Casey Grace Murphy (born April 25, 1996) is an American professional soccer player who plays as a goalkeeper for North Carolina Courage of the National Women's Soccer League.

Murphy played college soccer at Rutgers University. She was a starter for the United States under-20 national team during the 2016 FIFA U-20 Women's World Cup and has been a regular for the United States under-23 team. She was named to the United States national team in November 2022.

Early life
Murphy is the daughter of Michael and Jill Murphy and has a brother named Kyle. She first started playing soccer at the age of five. At around the age of 10, she started to play only as a goalkeeper. Raised in Bridgewater Township, New Jersey, Murphy attended and played soccer and basketball for Bridgewater-Raritan High School. She also trained with the PDA Slammers, part of the Elite Clubs National League. Murphy was the No. 18 overall player in New Jersey and was a four-star recruit. In 2014, she chose to attend Rutgers University.
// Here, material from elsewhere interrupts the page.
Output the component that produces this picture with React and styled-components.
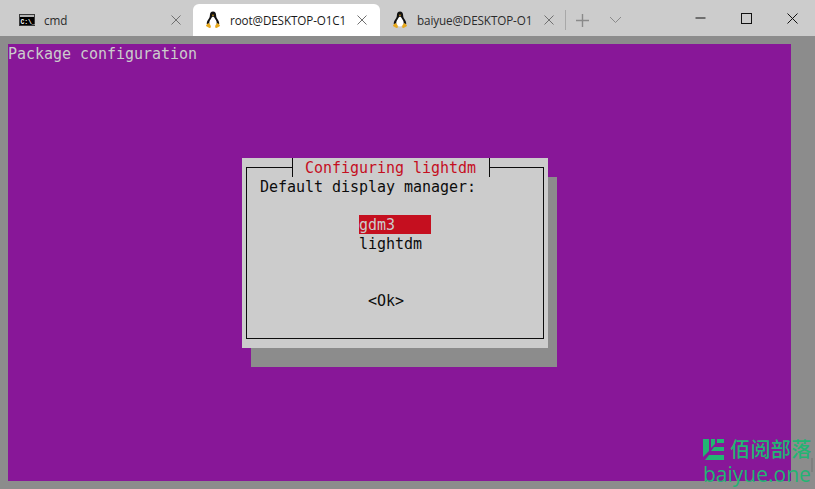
import React from "react";
import styled, { createGlobalStyle } from "styled-components";

const GlobalStyle = createGlobalStyle`
  html, body {
    margin: 0;
    height: 100%;
    overflow: hidden;
    background: #8c8c8c;
  }
  #root {
    height: 100%;
  }
`;

const Window = styled.div`
  position: relative;
  height: 489px;
  display: flex;
  flex-direction: column;
  overflow: hidden;
`;

const TitleBar = styled.div`
  height: 36px;
  flex: none;
  display: flex;
  align-items: flex-end;
  padding-left: 7px;
  background: #cccccc;
`;

const Tab = styled.div`
  height: 32px;
  box-sizing: border-box;
  display: flex;
  align-items: center;
  padding: 0 ${(p) => (p.$active ? "12px" : "11px")} 0 12px;
  background: ${(p) => (p.$active ? "#ffffff" : "transparent")};
  border-radius: 6px 6px 0 0;
  font-family: "Open Sans", "Noto Sans", sans-serif;
  font-size: 11.7px;
  letter-spacing: -0.12px;
  color: ${(p) => (p.$active ? "#1a1a1a" : "#2b2b2b")};
`;

const TabIcon = styled.svg`
  width: 16px;
  height: 18px;
  flex: none;
  margin-right: 9px;
`;

const TabLabel = styled.span`
  width: 115px;
  overflow: hidden;
  white-space: nowrap;
`;

const TabClose = styled.svg`
  width: 12px;
  height: 12px;
  flex: none;
  margin-left: 11px;
  stroke: #707070;
  stroke-width: 1;
  fill: none;
`;

const Divider = styled.div`
  width: 1px;
  height: 20px;
  margin: 0 0 6px -1px;
  background: #a8a8a8;
`;

const StripButton = styled.svg`
  width: ${(p) => p.$size}px;
  height: ${(p) => p.$size}px;
  flex: none;
  margin: 0 0 ${(p) => p.$bottom}px ${(p) => p.$left}px;
  stroke: #8a8a8a;
  stroke-width: ${(p) => p.$stroke};
  fill: none;
`;

const WindowControls = styled.div`
  margin-left: auto;
  align-self: flex-start;
  display: flex;
`;

const ControlButton = styled.div`
  width: 46px;
  height: 36px;
  display: flex;
  align-items: center;
  justify-content: center;
  svg {
    width: 11px;
    height: 11px;
    stroke: #111111;
    stroke-width: 1;
    fill: none;
  }
`;

const Terminal = styled.div`
  flex: 1;
  display: flex;
  padding: 8px 24px 8px 8px;
  background: #8c8c8c;
`;

const Screen = styled.div`
  flex: 1;
  background: #881798;
  font-family: "DejaVu Sans Mono", "Liberation Mono", monospace;
  font-size: 15px;
  line-height: 21px;
  letter-spacing: -0.03px;
  white-space: pre;
  color: #cccccc;
`;

const BackTitle = styled.div`
  height: 19px;
  margin-bottom: 95px;
`;

const Dialog = styled.div`
  position: relative;
  width: 306px;
  height: 190px;
  box-sizing: border-box;
  margin-left: 234px;
  padding: 9px 4px;
  background: #cccccc;
  box-shadow: 9px 19px 0 #8c8c8c;
  color: #0c0c0c;
`;

const Frame = styled.div`
  height: 100%;
  box-sizing: border-box;
  border: 1px solid #0c0c0c;
  padding-top: 9px;
`;

const DialogTitle = styled.div`
  position: absolute;
  left: 50px;
  top: 0;
  width: 198px;
  height: 19px;
  box-sizing: border-box;
  padding-left: 12px;
  border-left: 1px solid #0c0c0c;
  border-right: 1px solid #0c0c0c;
  background: #cccccc;
  color: #c50f1f;
`;

const Prompt = styled.div`
  height: 19px;
  margin-left: 13px;
`;

const Menu = styled.div`
  width: 72px;
  margin: 19px 0 38px 112px;
`;

const MenuItem = styled.div`
  height: 19px;
  background: ${(p) => (p.$selected ? "#c50f1f" : "transparent")};
  color: ${(p) => (p.$selected ? "#cccccc" : "#0c0c0c")};
`;

const OkButton = styled.div`
  height: 19px;
  margin-left: 121px;
`;

const Watermark = styled.div`
  position: absolute;
  left: 703px;
  top: 436px;
  width: 112px;
  color: #22b573;
`;

const WatermarkTop = styled.div`
  display: flex;
  align-items: center;
  height: 26px;
  font-family: "Noto Sans CJK SC", sans-serif;
  font-size: 20px;
  font-weight: 500;
  letter-spacing: 0.4px;
  line-height: 26px;
  white-space: nowrap;
`;

const WatermarkLogo = styled.svg`
  width: 21px;
  height: 22px;
  flex: none;
  margin-right: 6px;
`;

const WatermarkUrl = styled.div`
  font-family: "Open Sans", "Noto Sans", sans-serif;
  font-size: 21px;
  line-height: 24px;
  white-space: nowrap;
`;

const ScrollThumb = styled.div`
  position: absolute;
  right: 2px;
  top: 458px;
  width: 2px;
  height: 14px;
  background: #7f7f7f;
`;

const CmdIcon = () => (
  <TabIcon viewBox="0 0 16 18">
    <rect x="0" y="3" width="16" height="12" fill="#3a3a3a" />
    <rect x="1" y="4" width="14" height="2" fill="#b4b4b4" />
    <rect x="1" y="6" width="14" height="8" fill="#000000" />
    <text
      x="1.6"
      y="12.6"
      fontFamily="Liberation Mono, monospace"
      fontSize="6.4"
      fontWeight="700"
      fill="#ffffff"
    >
      C:\_
    </text>
  </TabIcon>
);

const TuxIcon = () => (
  <TabIcon viewBox="0 0 16 18">
    <path
      d="M8 0.6c-2.1 0-3.1 1.6-3.1 3.5 0 1.6-0.3 2.5-1.3 3.9-1.2 1.7-2.1 3.5-1.8 5.3h12.4c0.3-1.9-0.7-3.7-1.8-5.3-1-1.4-1.3-2.3-1.3-3.9 0-1.9-1-3.5-3.1-3.5z"
      fill="#111111"
    />
    <path
      d="M8 5.6c-1.2 0.4-1.4 1.2-2.3 2.6-1 1.4-1.8 3.2-1.3 5 0.4 1.4 1.8 2.2 3.6 2.2s3.2-0.8 3.6-2.2c0.5-1.8-0.3-3.6-1.3-5-0.9-1.4-1.1-2.2-2.3-2.6z"
      fill="#ffffff"
    />
    <path d="M6.7 3.8h2.6l-1.3 1.5z" fill="#e8a91c" />
    <path
      d="M3.4 12c-0.9 0.6-1.5 1.4-2.2 2.2-0.4 0.4-0.2 0.9 0.3 1.1 1 0.5 2 1.3 3.1 1.6 1 0.2 1.4-0.7 1.2-1.7-0.2-1.1-1-2.5-2.4-3.2z"
      fill="#e8a91c"
    />
    <path
      d="M12.6 12c0.9 0.6 1.5 1.4 2.2 2.2 0.4 0.4 0.2 0.9-0.3 1.1-1 0.5-2 1.3-3.1 1.6-1 0.2-1.4-0.7-1.2-1.7 0.2-1.1 1-2.5 2.4-3.2z"
      fill="#e8a91c"
    />
  </TabIcon>
);

const CloseGlyph = () => (
  <TabClose viewBox="0 0 12 12">
    <path d="M1.5 1.5l9 9M10.5 1.5l-9 9" />
  </TabClose>
);

export default function App() {
  return (
    <Window>
      <GlobalStyle />
      <TitleBar>
        <Tab>
          <CmdIcon />
          <TabLabel>cmd</TabLabel>
          <CloseGlyph />
        </Tab>
        <Tab $active>
          <TuxIcon />
          <TabLabel>root@DESKTOP-O1C1</TabLabel>
          <CloseGlyph />
        </Tab>
        <Tab>
          <TuxIcon />
          <TabLabel>baiyue@DESKTOP-O1</TabLabel>
          <CloseGlyph />
        </Tab>
        <Divider />
        <StripButton viewBox="0 0 13 13" $size={13} $left={10} $bottom={9} $stroke={1.4}>
          <path d="M6.5 0v13M0 6.5h13" />
        </StripButton>
        <StripButton viewBox="0 0 13 8" $size={13} $left={20} $bottom={10} $stroke={1}>
          <path d="M1 1.5l5.5 5.5 5.5-5.5" />
        </StripButton>
        <WindowControls>
          <ControlButton>
            <svg viewBox="0 0 11 11">
              <path d="M0.5 5h10" />
            </svg>
          </ControlButton>
          <ControlButton>
            <svg viewBox="0 0 11 11">
              <rect x="0.5" y="0.5" width="10" height="10" />
            </svg>
          </ControlButton>
          <ControlButton>
            <svg viewBox="0 0 11 11">
              <path d="M0.5 0.5l10 10M10.5 0.5l-10 10" />
            </svg>
          </ControlButton>
        </WindowControls>
      </TitleBar>
      <Terminal>
        <Screen>
          <BackTitle>Package configuration</BackTitle>
          <Dialog>
            <DialogTitle>Configuring lightdm</DialogTitle>
            <Frame>
              <Prompt>Default display manager:</Prompt>
              <Menu>
                <MenuItem $selected>gdm3</MenuItem>
                <MenuItem>lightdm</MenuItem>
              </Menu>
              <OkButton>&lt;Ok&gt;</OkButton>
            </Frame>
          </Dialog>
        </Screen>
      </Terminal>
      <ScrollThumb />
      <Watermark>
        <WatermarkTop>
          <WatermarkLogo viewBox="0 0 21 22">
            <path d="M0 1h6v12l-6 6z" fill="#22b573" />
            <path d="M8 1h4v5l-4 4z" fill="#22b573" />
            <path d="M14 1h7v4h-7zM11 9h10v4H8zM6 17h15v5H2z" fill="#22b573" />
          </WatermarkLogo>
          佰阅部落
        </WatermarkTop>
        <WatermarkUrl>baiyue.one</WatermarkUrl>
      </Watermark>
    </Window>
  );
}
Rutgers Scarlet Knights, 2014–2017
Murphy played for the Rutgers Scarlet Knights from 2014 to 2017. 
She redshirted her final year to compete in the U-20 FIFA World Cup. Murphy earned the Female Big Ten Medal of Honor in May 2018. Throughout her career, she earned several accolades and distinctions, including twice the Big Ten Goalkeeper of the Year, twice an All-Big Ten First Team selection, and twice an All-Region First Team honoree. Murphy was also named a 2017 Mac Hermann Trophy Semifinalist. With 45 clean sheets in her college career, Murphy is Rutgers' all-time leader for career shutouts and ranks second in Big Ten history.

Club career

Montpellier, 2018–2019
In January 2018, Murphy signed a professional contract with Montpellier HSC to play in France's Division 1 Féminine. She was initially expected to return to the NWSL and Sky Blue FC in June, but extended her contract with the team in April 2018. In her first season with Montpellier, Murphy started in 11 games. She also earned the Division 1 Best Keeper Award and was selected by French media as part of the league's Best XI. She also participated in both the Coupe de France Féminine and the UEFA Women's Champions League.
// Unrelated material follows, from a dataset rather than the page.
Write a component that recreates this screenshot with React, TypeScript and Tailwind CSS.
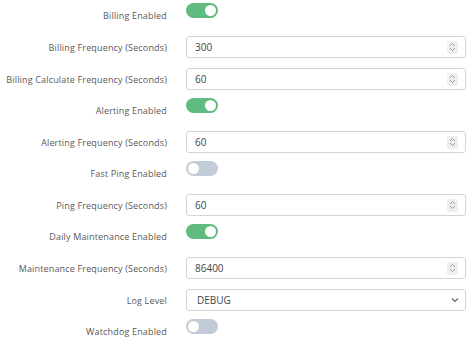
type Row =
  | { kind: "toggle"; label: string; on: boolean }
  | { kind: "number"; label: string; value: string }
  | { kind: "select"; label: string; value: string };

const rows: Row[] = [
  { kind: "toggle", label: "Billing Enabled", on: true },
  { kind: "number", label: "Billing Frequency (Seconds)", value: "300" },
  { kind: "number", label: "Billing Calculate Frequency (Seconds)", value: "60" },
  { kind: "toggle", label: "Alerting Enabled", on: true },
  { kind: "number", label: "Alerting Frequency (Seconds)", value: "60" },
  { kind: "toggle", label: "Fast Ping Enabled", on: false },
  { kind: "number", label: "Ping Frequency (Seconds)", value: "60" },
  { kind: "toggle", label: "Daily Maintenance Enabled", on: true },
  { kind: "number", label: "Maintenance Frequency (Seconds)", value: "86400" },
  { kind: "select", label: "Log Level", value: "DEBUG" },
  { kind: "toggle", label: "Watchdog Enabled", on: false },
];

function Toggle({ on }: { on: boolean }) {
  return (
    <div
      className={
        "flex h-[15px] w-[32px] items-center rounded-full px-[2px] " +
        (on ? "justify-end bg-[#5fbb7f]" : "justify-start bg-[#c2cbd8]")
      }
    >
      <div className="h-[11px] w-[11px] rounded-full bg-white" />
    </div>
  );
}

function Spinner() {
  return (
    <div className="flex h-[13px] w-[11px] flex-col items-center justify-center rounded-[2px] bg-[#efefef]">
      <svg width="7" height="10" viewBox="0 0 7 10" fill="none" stroke="#9a9a9a" strokeWidth="1">
        <path d="M1 4 L3.5 1.5 L6 4" />
        <path d="M1 6 L3.5 8.5 L6 6" />
      </svg>
    </div>
  );
}

export default function App() {
  return (
    <div className="h-[345px] w-[474px] bg-white pt-[5px] font-['Open_Sans',sans-serif]">
      {rows.map((r) => (
        <div
          key={r.label}
          className={"mb-[10px] flex items-center " + (r.kind === "toggle" ? "h-[21px]" : "h-[22px]")}
        >
          <div className="w-[167px] text-right text-[9px] leading-none tracking-[0.16px] text-[#595959]">
            {r.label}
          </div>
          <div className={"ml-[19px] w-[280px] " + (r.kind === "toggle" ? "-mt-[2px] self-start" : "")}>
            {r.kind === "toggle" && <Toggle on={r.on} />}
            {r.kind === "number" && (
              <div className="flex h-[22px] items-center justify-between rounded-[3px] border border-[#d4d4d4] pl-[8px] pr-[7px] text-[10px] text-[#444]">
                <span>{r.value}</span>
                <Spinner />
              </div>
            )}
            {r.kind === "select" && (
              <div className="flex h-[22px] items-center justify-between rounded-[3px] border border-[#d4d4d4] pl-[10px] pr-[6px] text-[10px] text-[#444]">
                <span>{r.value}</span>
                <svg width="8" height="6" viewBox="0 0 8 6" fill="none" stroke="#666" strokeWidth="1.2">
                  <path d="M1 1.5 L4 4.5 L7 1.5" />
                </svg>
              </div>
            )}
          </div>
        </div>
      ))}
    </div>
  );
}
On May 20, 2018, Murphy was selected as goalkeeper of the year in Division 1 Féminine by the French Football Federation.

Reign FC, 2019–2020
On May 15, 2019, Murphy signed for Reign FC.

North Carolina Courage 2020-present
On October 22, 2020, Murphy was traded to the North Carolina Courage along with $140,000 in allocation money in exchange for Crystal Dunn.

International career
Murphy is a United States youth international at the U14, U15, U18, U20, and U23 levels. She represented the United States at the 2016 FIFA U-20 Women's World Cup.

Murphy received her first call-up to the United States women's national soccer team for a set of friendlies in June 2018 against China PR.

Murphy was again called up by USWNT Head Coach Vlatko Andonovski for the 2021 SheBelieves Cup.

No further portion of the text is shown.